> What to do
Transcribe the records below exactly, leaving out any pictures.

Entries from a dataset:
<<<<

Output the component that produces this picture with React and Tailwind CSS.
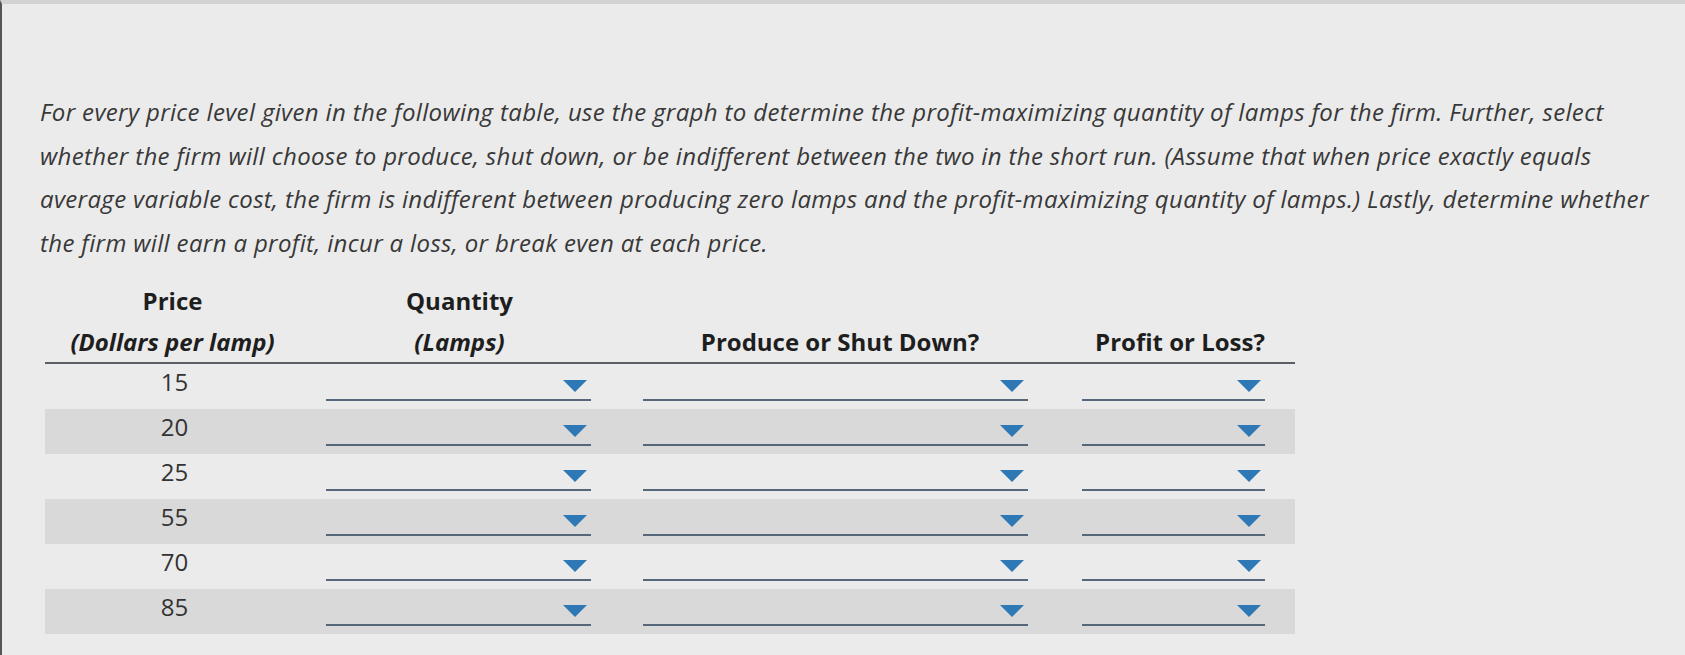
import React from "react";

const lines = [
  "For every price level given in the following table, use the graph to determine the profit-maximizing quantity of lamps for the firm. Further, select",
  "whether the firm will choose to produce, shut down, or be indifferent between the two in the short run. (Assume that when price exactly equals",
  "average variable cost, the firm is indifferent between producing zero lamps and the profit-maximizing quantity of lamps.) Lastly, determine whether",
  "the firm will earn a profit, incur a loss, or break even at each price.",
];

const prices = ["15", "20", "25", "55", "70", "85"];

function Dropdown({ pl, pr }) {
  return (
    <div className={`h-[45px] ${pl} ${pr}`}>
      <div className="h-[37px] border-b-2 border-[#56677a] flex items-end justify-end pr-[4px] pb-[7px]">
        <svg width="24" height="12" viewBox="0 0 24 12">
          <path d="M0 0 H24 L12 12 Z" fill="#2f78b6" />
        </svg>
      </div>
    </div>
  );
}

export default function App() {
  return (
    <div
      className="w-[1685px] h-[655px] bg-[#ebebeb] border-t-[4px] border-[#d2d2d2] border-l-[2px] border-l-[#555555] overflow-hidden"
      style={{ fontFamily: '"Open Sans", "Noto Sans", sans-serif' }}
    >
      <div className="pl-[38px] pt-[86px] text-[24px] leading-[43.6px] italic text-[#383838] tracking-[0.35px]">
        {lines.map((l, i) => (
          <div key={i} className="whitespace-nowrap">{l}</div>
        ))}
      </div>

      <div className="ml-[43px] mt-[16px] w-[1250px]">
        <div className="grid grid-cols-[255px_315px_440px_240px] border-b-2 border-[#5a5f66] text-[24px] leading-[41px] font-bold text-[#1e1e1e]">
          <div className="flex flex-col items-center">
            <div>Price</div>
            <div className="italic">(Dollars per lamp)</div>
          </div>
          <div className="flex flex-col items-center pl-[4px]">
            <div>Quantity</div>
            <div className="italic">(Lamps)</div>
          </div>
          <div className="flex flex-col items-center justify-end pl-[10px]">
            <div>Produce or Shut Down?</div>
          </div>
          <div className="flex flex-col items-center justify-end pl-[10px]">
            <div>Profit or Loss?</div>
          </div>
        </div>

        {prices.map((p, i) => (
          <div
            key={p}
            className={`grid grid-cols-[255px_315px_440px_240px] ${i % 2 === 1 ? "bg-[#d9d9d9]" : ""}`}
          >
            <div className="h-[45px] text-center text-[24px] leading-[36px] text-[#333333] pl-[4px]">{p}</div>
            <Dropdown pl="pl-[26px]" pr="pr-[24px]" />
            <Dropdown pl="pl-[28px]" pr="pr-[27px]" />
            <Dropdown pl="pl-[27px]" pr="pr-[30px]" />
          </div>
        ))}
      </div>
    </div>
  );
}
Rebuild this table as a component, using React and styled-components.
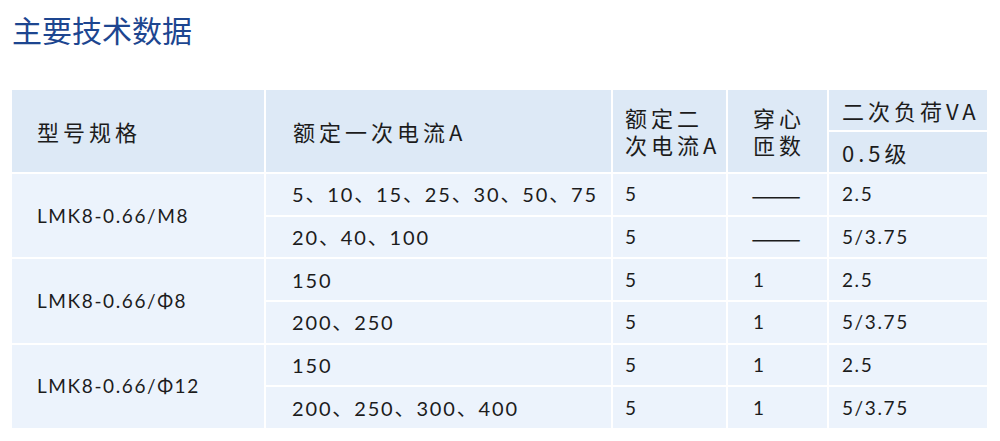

>>>>

> Finished exercise
Output the component that produces this picture with React and Tailwind CSS.
import React from "react";

const lines = [
  "For every price level given in the following table, use the graph to determine the profit-maximizing quantity of lamps for the firm. Further, select",
  "whether the firm will choose to produce, shut down, or be indifferent between the two in the short run. (Assume that when price exactly equals",
  "average variable cost, the firm is indifferent between producing zero lamps and the profit-maximizing quantity of lamps.) Lastly, determine whether",
  "the firm will earn a profit, incur a loss, or break even at each price.",
];

const prices = ["15", "20", "25", "55", "70", "85"];

function Dropdown({ pl, pr }) {
  return (
    <div className={`h-[45px] ${pl} ${pr}`}>
      <div className="h-[37px] border-b-2 border-[#56677a] flex items-end justify-end pr-[4px] pb-[7px]">
        <svg width="24" height="12" viewBox="0 0 24 12">
          <path d="M0 0 H24 L12 12 Z" fill="#2f78b6" />
        </svg>
      </div>
    </div>
  );
}

export default function App() {
  return (
    <div
      className="w-[1685px] h-[655px] bg-[#ebebeb] border-t-[4px] border-[#d2d2d2] border-l-[2px] border-l-[#555555] overflow-hidden"
      style={{ fontFamily: '"Open Sans", "Noto Sans", sans-serif' }}
    >
      <div className="pl-[38px] pt-[86px] text-[24px] leading-[43.6px] italic text-[#383838] tracking-[0.35px]">
        {lines.map((l, i) => (
          <div key={i} className="whitespace-nowrap">{l}</div>
        ))}
      </div>

      <div className="ml-[43px] mt-[16px] w-[1250px]">
        <div className="grid grid-cols-[255px_315px_440px_240px] border-b-2 border-[#5a5f66] text-[24px] leading-[41px] font-bold text-[#1e1e1e]">
          <div className="flex flex-col items-center">
            <div>Price</div>
            <div className="italic">(Dollars per lamp)</div>
          </div>
          <div className="flex flex-col items-center pl-[4px]">
            <div>Quantity</div>
            <div className="italic">(Lamps)</div>
          </div>
          <div className="flex flex-col items-center justify-end pl-[10px]">
            <div>Produce or Shut Down?</div>
          </div>
          <div className="flex flex-col items-center justify-end pl-[10px]">
            <div>Profit or Loss?</div>
          </div>
        </div>

        {prices.map((p, i) => (
          <div
            key={p}
            className={`grid grid-cols-[255px_315px_440px_240px] ${i % 2 === 1 ? "bg-[#d9d9d9]" : ""}`}
          >
            <div className="h-[45px] text-center text-[24px] leading-[36px] text-[#333333] pl-[4px]">{p}</div>
            <Dropdown pl="pl-[26px]" pr="pr-[24px]" />
            <Dropdown pl="pl-[28px]" pr="pr-[27px]" />
            <Dropdown pl="pl-[27px]" pr="pr-[30px]" />
          </div>
        ))}
      </div>
    </div>
  );
}
Rebuild this table as a component, using React and styled-components.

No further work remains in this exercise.